Case studies AI-powered patient matching

Designed an AI-powered matching feature to reduce manual patient identification

Administrative staff manually matched incoming documents to the correct patient records — a repetitive and error-prone process within high-volume intake workflows.

I designed an AI-powered matching feature that analyzes document content and suggests likely patient records, reducing manual identification effort while keeping administrators in control of final verification.

The feature was in active development at the time of my departure.

Role Lead UX Designer
Industry Healthcare · EMR
Platform Web-based
Users Administrators, Office clerks
AI-powered patient matching feature

Understanding the problem

Methods:

  • Workflow exploration
  • Comparative analysis with another EMR's patient matching feature

Our PM presented the initial problem: admins were spending significant time manually splitting documents, identifying patient information and confirming matches with the system, all tasks that could benefit from automation.

To deepen my understanding, I reviewed:

  • The existing manual workflow
  • How a different EMR within the company handled patient matching (even though their flow differed, it served as a useful reference point)

Defining key design goals

I was then able to establish the following high-level goals:

  • Reduce the time spent on matching documents with patients
  • Simplify handling for documents containing multiple patients
  • Minimize errors that could result in misplaced information
  • Provide a clear and trustworthy review process for AI-generated matches

Ideation & exploration

I explored several conceptual flows:

  • How to introduce AI recommendations early
  • How to keep admins from performing unnecessary manual steps before AI runs
  • How to visually indicate match confidence
  • How to handle edge cases (e.g., documents manipulated before upload, causing the AI to fail)

Iterative design

Method: Internal design reviews with the PM, BA, and developer — including team members from the other EMR's AI Matching project

Approach: Low-fidelity mockups → interaction flows → clickable prototype → iterative refinements

I worked closely with internal team members who had experience with patient matching in the other EMR. These review cycles helped refine the workflow and ensure the AI interaction felt clear, trustworthy, and aligned with existing processes.

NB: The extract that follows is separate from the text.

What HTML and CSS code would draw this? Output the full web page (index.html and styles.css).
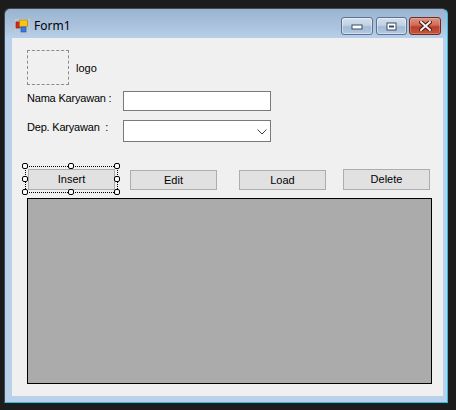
FILE: index.html
```html
<!DOCTYPE html>
<html>
<head>
<meta charset="utf-8">
<link rel="stylesheet" href="styles.css">
</head>
<body>
<div class="window">
  <div class="titlebar">
    <svg class="app-icon" width="15" height="14" viewBox="0 0 15 14">
      <rect x="0.5" y="0.5" width="14" height="13" fill="none" stroke="#c8c8c8" stroke-width="1"/>
      <rect x="1" y="3" width="4" height="6" fill="#d8261c" stroke="#8a1a12" stroke-width="0.6"/>
      <rect x="4.5" y="1" width="8" height="6.5" fill="#f7c515" stroke="#a77d0a" stroke-width="0.6"/>
      <rect x="6" y="8" width="5" height="5" fill="#3d7be0" stroke="#1f4f9c" stroke-width="0.6"/>
    </svg>
    <span class="title">Form1</span>
    <div class="caption-buttons">
      <div class="cbtn cbtn-min">
        <svg width="12" height="6" viewBox="0 0 12 6"><rect x="1" y="1" width="10" height="4" fill="#fff" stroke="#3b4a60" stroke-width="1"/></svg>
      </div>
      <div class="cbtn cbtn-max">
        <svg width="11" height="9" viewBox="0 0 11 9"><rect x="1" y="1" width="9" height="7" fill="#fff" stroke="#3b4a60" stroke-width="1"/><rect x="3" y="3.5" width="5" height="2" fill="#3b4a60"/></svg>
      </div>
      <div class="cbtn cbtn-close">
        <svg width="13" height="10" viewBox="0 0 13 10"><path d="M2 1 L11 9 M11 1 L2 9" stroke="#4a1510" stroke-width="4" stroke-linecap="square"/><path d="M2 1 L11 9 M11 1 L2 9" stroke="#f2f2f2" stroke-width="2" stroke-linecap="square"/></svg>
      </div>
    </div>
  </div>
  <div class="client">
    <div class="logo-row">
      <div class="logo-box"></div>
      <span class="logo-label">logo</span>
    </div>
    <div class="field-row row-nama">
      <span class="label">Nama Karyawan :</span>
      <div class="textbox"></div>
    </div>
    <div class="field-row row-dep">
      <span class="label">Dep. Karyawan  :</span>
      <div class="combo">
        <svg class="chev" width="10" height="6" viewBox="0 0 10 6"><path d="M0.5 0.5 L5 5 L9.5 0.5" fill="none" stroke="#444" stroke-width="1"/></svg>
      </div>
    </div>
    <div class="button-row">
      <div class="selected">
        <div class="btn btn-insert">Insert</div>
        <div class="sel-rect"></div>
        <span class="handle h-tl"></span>
        <span class="handle h-tm"></span>
        <span class="handle h-tr"></span>
        <span class="handle h-ml"></span>
        <span class="handle h-mr"></span>
        <span class="handle h-bl"></span>
        <span class="handle h-bm"></span>
        <span class="handle h-br"></span>
      </div>
      <div class="btn btn-edit">Edit</div>
      <div class="btn btn-load">Load</div>
      <div class="btn btn-delete">Delete</div>
    </div>
    <div class="grid-panel"></div>
  </div>
</div>
</body>
</html>
```

FILE: styles.css
```css
html, body {
  margin: 0;
  padding: 0;
}
body {
  background: #1c1c1c;
  width: 456px;
  height: 410px;
  overflow: hidden;
  font-family: "Liberation Sans", Arial, sans-serif;
}
.window {
  box-sizing: border-box;
  margin: 8px 0 0 4px;
  width: 444px;
  height: 395px;
  border: 1px solid #3e4a58;
  border-right-color: #27c0e2;
  border-bottom-color: #27c0e2;
  border-radius: 6px 6px 0 0;
  background: linear-gradient(to bottom, #9ab3cf 0px, #afc7e1 22px, #b9d1ea 30px, #b9d1ea 100%);
  padding: 0 4px 6px 7px;
  display: flex;
  flex-direction: column;
}
.titlebar {
  height: 29px;
  display: flex;
  align-items: flex-start;
  position: relative;
}
.app-icon {
  margin: 10px 0 0 3px;
  display: block;
}
.title {
  font-family: "Noto Sans", "Open Sans", sans-serif;
  font-size: 12px;
  line-height: 16px;
  margin: 9px 0 0 4px;
  color: #000;
}
.caption-buttons {
  margin-left: auto;
  margin-right: 2px;
  margin-top: 8px;
  display: flex;
}
.cbtn {
  box-sizing: border-box;
  height: 18px;
  width: 31px;
  border: 1px solid #5d7190;
  border-radius: 3px;
  background: linear-gradient(to bottom, #d4e0ee 0%, #c0d2e6 45%, #a3bbd6 55%, #b2c8e0 100%);
  display: flex;
  align-items: center;
  justify-content: center;
  box-shadow: inset 0 0 0 1px rgba(255,255,255,0.4);
}
.cbtn-min {
  width: 32px;
  margin-right: 3px;
  align-items: flex-end;
  padding-bottom: 4px;
}
.cbtn-max {
  margin-right: 2px;
}
.cbtn-close {
  width: 32px;
  border-color: #6e2a24;
  background: linear-gradient(to bottom, #dd9585 0%, #d06a55 45%, #b9402b 55%, #c8553c 100%);
  box-shadow: inset 0 0 0 1px rgba(255,200,190,0.3);
}
.cbtn svg {
  display: block;
}
.client {
  width: 431px;
  height: 358px;
  background: #f0f0f0;
  padding-left: 15px;
  box-sizing: border-box;
  font-size: 11px;
  color: #000;
}
.logo-row {
  padding-top: 12px;
  display: flex;
  align-items: center;
}
.logo-box {
  box-sizing: border-box;
  width: 42px;
  height: 35px;
  border: 1px dashed #8c8c8c;
}
.logo-label {
  margin-left: 7px;
  line-height: 13px;
  margin-top: 2px;
}
.field-row {
  display: flex;
  align-items: flex-start;
}
.row-nama {
  margin-top: 6px;
}
.row-dep {
  margin-top: 9px;
}
.label {
  width: 96px;
  line-height: 13px;
  white-space: pre;
  margin-top: 1px;
  letter-spacing: -0.2px;
}
.textbox {
  box-sizing: border-box;
  width: 148px;
  height: 20px;
  border: 1px solid #7a7a7a;
  background: #fff;
}
.combo {
  box-sizing: border-box;
  width: 148px;
  height: 22px;
  border: 1px solid #7a7a7a;
  background: #fff;
  display: flex;
  align-items: center;
  justify-content: flex-end;
  padding-right: 3px;
}
.chev {
  display: block;
  margin-top: 2px;
}
.button-row {
  margin-top: 27px;
  display: flex;
  align-items: flex-start;
  height: 21px;
}
.btn {
  box-sizing: border-box;
  width: 87px;
  height: 21px;
  background: #e1e1e1;
  border: 1px solid #adadad;
  display: flex;
  align-items: center;
  justify-content: center;
  line-height: 13px;
}
.selected {
  position: relative;
  margin-left: 1px;
}
.sel-rect {
  position: absolute;
  left: -3px;
  top: -3px;
  width: 93px;
  height: 27px;
  box-sizing: border-box;
  border: 1px dotted #000;
}
.handle {
  position: absolute;
  width: 6px;
  height: 6px;
  box-sizing: border-box;
  border: 1px solid #000;
  border-radius: 2px;
  background: #fff;
}
.h-tl { left: -6px; top: -6px; }
.h-tm { left: 40px; top: -6px; }
.h-tr { left: 86px; top: -6px; }
.h-ml { left: -6px; top: 7px; }
.h-mr { left: 86px; top: 7px; }
.h-bl { left: -6px; top: 20px; }
.h-bm { left: 40px; top: 20px; }
.h-br { left: 86px; top: 20px; }
.btn-edit {
  margin-left: 15px;
  margin-top: 1px;
  height: 20px;
}
.btn-load {
  margin-left: 22px;
  margin-top: 1px;
  height: 20px;
}
.btn-delete {
  margin-left: 17px;
  height: 21px;
}
.grid-panel {
  box-sizing: border-box;
  margin-top: 8px;
  width: 405px;
  height: 186px;
  background: #ababab;
  border: 1px solid #000;
}
```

Key insights from iteration:

  • Users needed to understand why the AI couldn't match a document
  • Confidence indicators needed to be clear and non-technical
  • The flow for multi-patient documents required special attention
  • Admins should be encouraged to use the AI before performing any manual steps
  • Clear next steps (select, review, fix and confirm) to help reduce uncertainty

Final design solution

✓ AI-generated patient matches: A clean review interface where admins see suggested matches alongside confidence indicators.

✓ Multi-patient document handling: A clear workflow for verifying and correcting documents that include multiple patients.

✓ Error / No-match scenarios: Guided interactions explaining next steps if the AI could not confidently match a document.

✓ Manual override: A streamlined way for admins to adjust or correct AI matches without losing context.

✓ Intelligent workflow entry points: The system encourages users to let the AI process documents first, rather than beginning with manual tasks.

Outcome

Internal validation confirmed the AI flow was clear, well-structured, and ready for development. Drawing from an existing patient matching solution in another EMR, the design was adapted to handle a larger and more complex workflow.

The feature was in active development when I left, with plans for multiple phases to refine and expand the experience based on real usage — a sign of a scalable foundation.

Reflection

This project showed how important it is to design AI workflows that feel transparent and trustworthy.

I included it because AI-driven efficiency is becoming essential in healthcare and this work reflects my ability to design for complex data-sensitive processes.